Entries with page source code:
__________________________________________________

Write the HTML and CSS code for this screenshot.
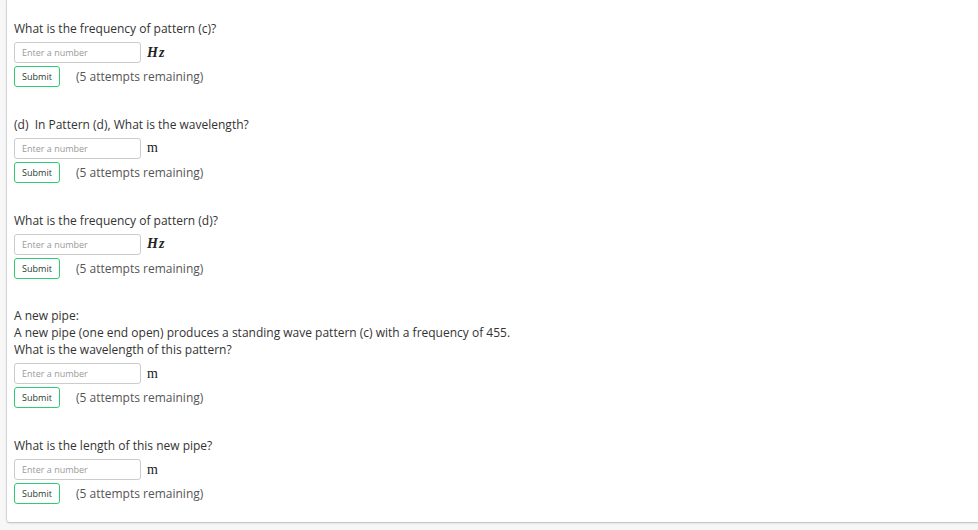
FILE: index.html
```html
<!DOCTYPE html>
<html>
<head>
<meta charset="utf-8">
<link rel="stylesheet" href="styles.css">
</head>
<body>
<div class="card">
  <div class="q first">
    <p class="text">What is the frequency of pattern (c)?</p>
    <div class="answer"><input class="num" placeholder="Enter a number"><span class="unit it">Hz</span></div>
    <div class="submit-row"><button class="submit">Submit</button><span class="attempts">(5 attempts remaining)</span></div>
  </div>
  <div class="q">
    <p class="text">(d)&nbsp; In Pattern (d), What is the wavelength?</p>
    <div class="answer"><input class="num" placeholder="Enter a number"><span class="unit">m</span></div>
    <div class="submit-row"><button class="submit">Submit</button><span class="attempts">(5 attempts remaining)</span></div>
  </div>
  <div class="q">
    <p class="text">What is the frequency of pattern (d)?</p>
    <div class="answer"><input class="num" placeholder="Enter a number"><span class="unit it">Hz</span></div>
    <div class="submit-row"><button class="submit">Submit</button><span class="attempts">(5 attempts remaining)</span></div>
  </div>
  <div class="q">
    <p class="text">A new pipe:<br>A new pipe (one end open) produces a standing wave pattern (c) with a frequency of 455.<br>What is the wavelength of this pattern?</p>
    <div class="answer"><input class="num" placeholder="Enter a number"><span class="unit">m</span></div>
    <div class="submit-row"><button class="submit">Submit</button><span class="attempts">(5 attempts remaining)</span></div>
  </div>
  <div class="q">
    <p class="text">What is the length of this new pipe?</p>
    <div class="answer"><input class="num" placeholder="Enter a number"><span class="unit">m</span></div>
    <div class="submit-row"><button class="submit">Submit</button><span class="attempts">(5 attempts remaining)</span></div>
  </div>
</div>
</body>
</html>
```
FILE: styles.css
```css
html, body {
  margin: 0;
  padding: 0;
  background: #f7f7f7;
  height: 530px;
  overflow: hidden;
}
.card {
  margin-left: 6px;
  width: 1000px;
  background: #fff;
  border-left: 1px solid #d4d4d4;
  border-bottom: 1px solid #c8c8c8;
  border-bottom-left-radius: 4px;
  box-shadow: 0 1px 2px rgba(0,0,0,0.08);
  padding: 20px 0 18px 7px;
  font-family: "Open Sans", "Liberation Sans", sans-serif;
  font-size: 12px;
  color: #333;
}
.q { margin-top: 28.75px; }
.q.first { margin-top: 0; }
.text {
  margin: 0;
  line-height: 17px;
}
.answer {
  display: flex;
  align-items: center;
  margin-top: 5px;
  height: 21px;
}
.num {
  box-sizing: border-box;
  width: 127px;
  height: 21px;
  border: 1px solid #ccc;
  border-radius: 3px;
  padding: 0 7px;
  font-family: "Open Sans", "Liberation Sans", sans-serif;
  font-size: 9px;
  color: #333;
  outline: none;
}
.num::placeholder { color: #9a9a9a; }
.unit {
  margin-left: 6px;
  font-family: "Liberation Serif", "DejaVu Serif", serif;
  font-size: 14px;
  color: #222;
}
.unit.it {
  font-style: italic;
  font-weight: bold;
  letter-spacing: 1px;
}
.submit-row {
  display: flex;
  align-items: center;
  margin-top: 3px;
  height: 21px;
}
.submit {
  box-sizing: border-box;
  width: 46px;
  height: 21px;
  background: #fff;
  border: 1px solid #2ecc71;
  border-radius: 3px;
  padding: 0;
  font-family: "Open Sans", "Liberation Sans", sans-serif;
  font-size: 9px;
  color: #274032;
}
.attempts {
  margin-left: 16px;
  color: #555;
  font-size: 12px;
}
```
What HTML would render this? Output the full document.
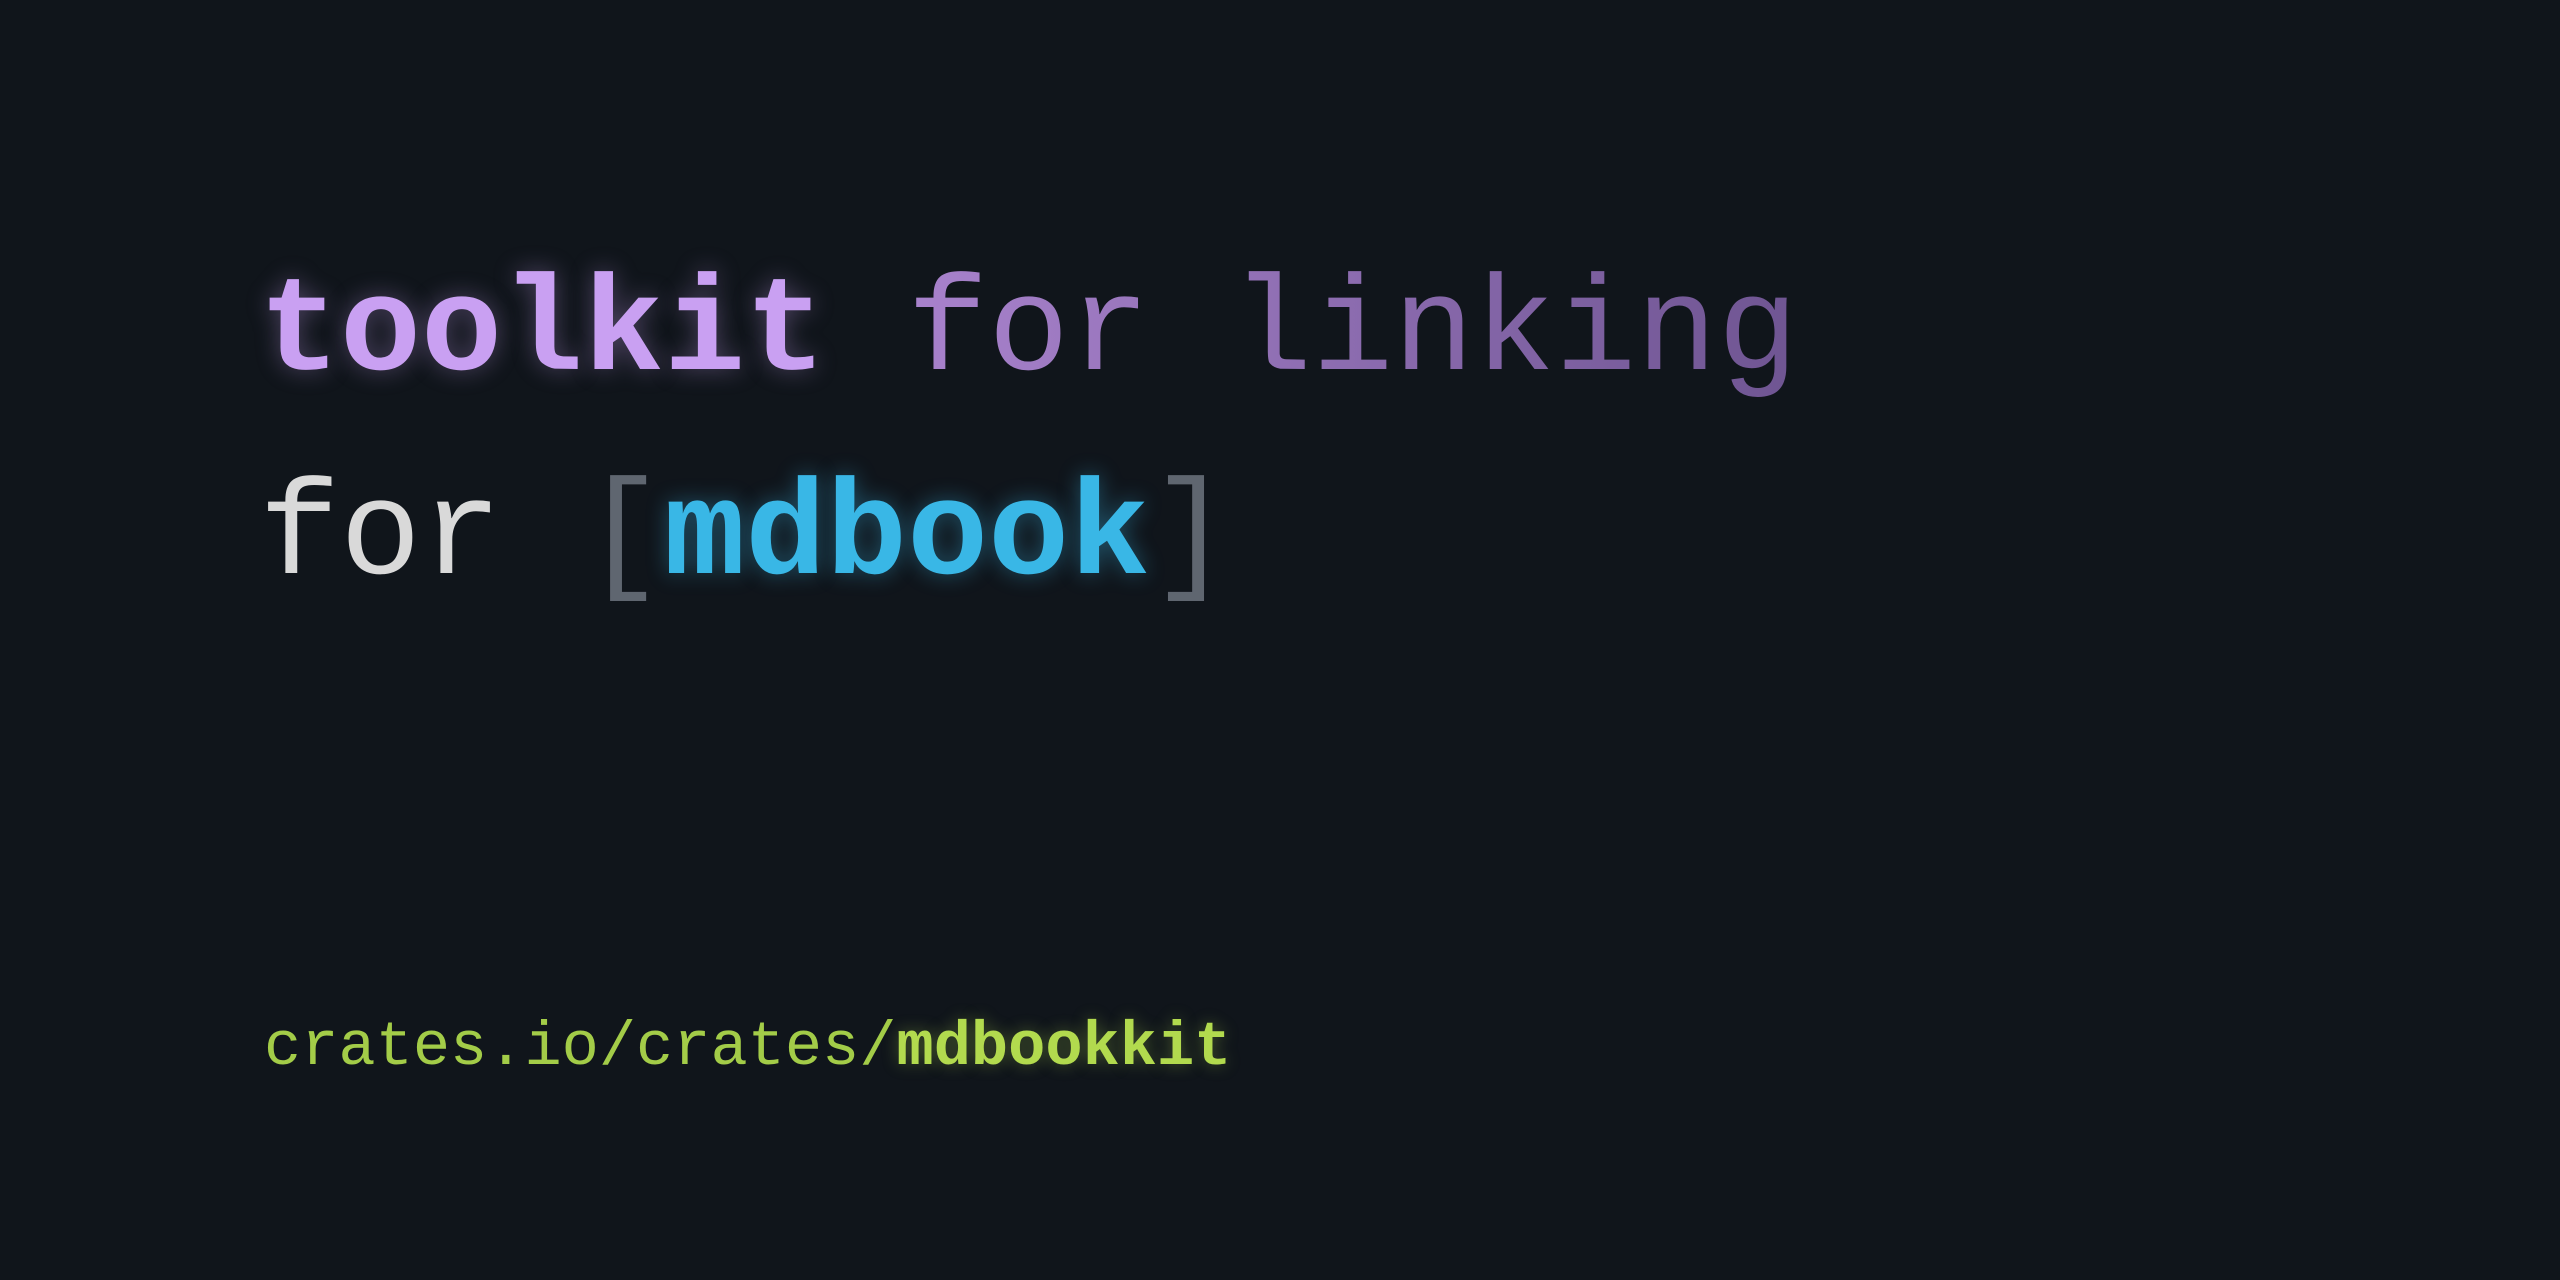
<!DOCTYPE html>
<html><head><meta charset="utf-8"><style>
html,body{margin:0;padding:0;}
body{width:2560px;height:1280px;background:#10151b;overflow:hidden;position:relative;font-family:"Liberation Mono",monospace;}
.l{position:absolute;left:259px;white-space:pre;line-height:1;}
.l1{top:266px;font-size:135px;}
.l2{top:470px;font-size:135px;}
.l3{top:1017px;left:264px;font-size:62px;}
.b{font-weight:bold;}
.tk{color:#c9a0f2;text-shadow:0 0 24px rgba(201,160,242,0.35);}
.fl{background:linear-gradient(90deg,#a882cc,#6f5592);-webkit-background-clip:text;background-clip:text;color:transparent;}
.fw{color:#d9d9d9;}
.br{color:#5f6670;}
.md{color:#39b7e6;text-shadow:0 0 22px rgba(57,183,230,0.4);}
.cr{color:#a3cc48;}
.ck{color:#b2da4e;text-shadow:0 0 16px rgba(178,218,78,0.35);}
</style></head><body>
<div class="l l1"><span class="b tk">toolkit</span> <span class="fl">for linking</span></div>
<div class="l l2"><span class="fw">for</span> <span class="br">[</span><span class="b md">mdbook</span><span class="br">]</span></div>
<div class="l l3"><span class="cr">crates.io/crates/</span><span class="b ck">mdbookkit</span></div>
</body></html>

__________________________________________________

### [YOUR GOAL]
Locate all lines that include the word "What" and copy them out.

### [EXERCISE SOLUTION]
    <p class="text">What is the frequency of pattern (c)?</p>
    <p class="text">(d)&nbsp; In Pattern (d), What is the wavelength?</p>
    <p class="text">What is the frequency of pattern (d)?</p>
    <p class="text">A new pipe:<br>A new pipe (one end open) produces a standing wave pattern (c) with a frequency of 455.<br>What is the wavelength of this pattern?</p>
    <p class="text">What is the length of this new pipe?</p>
What HTML would render this? Output the full document.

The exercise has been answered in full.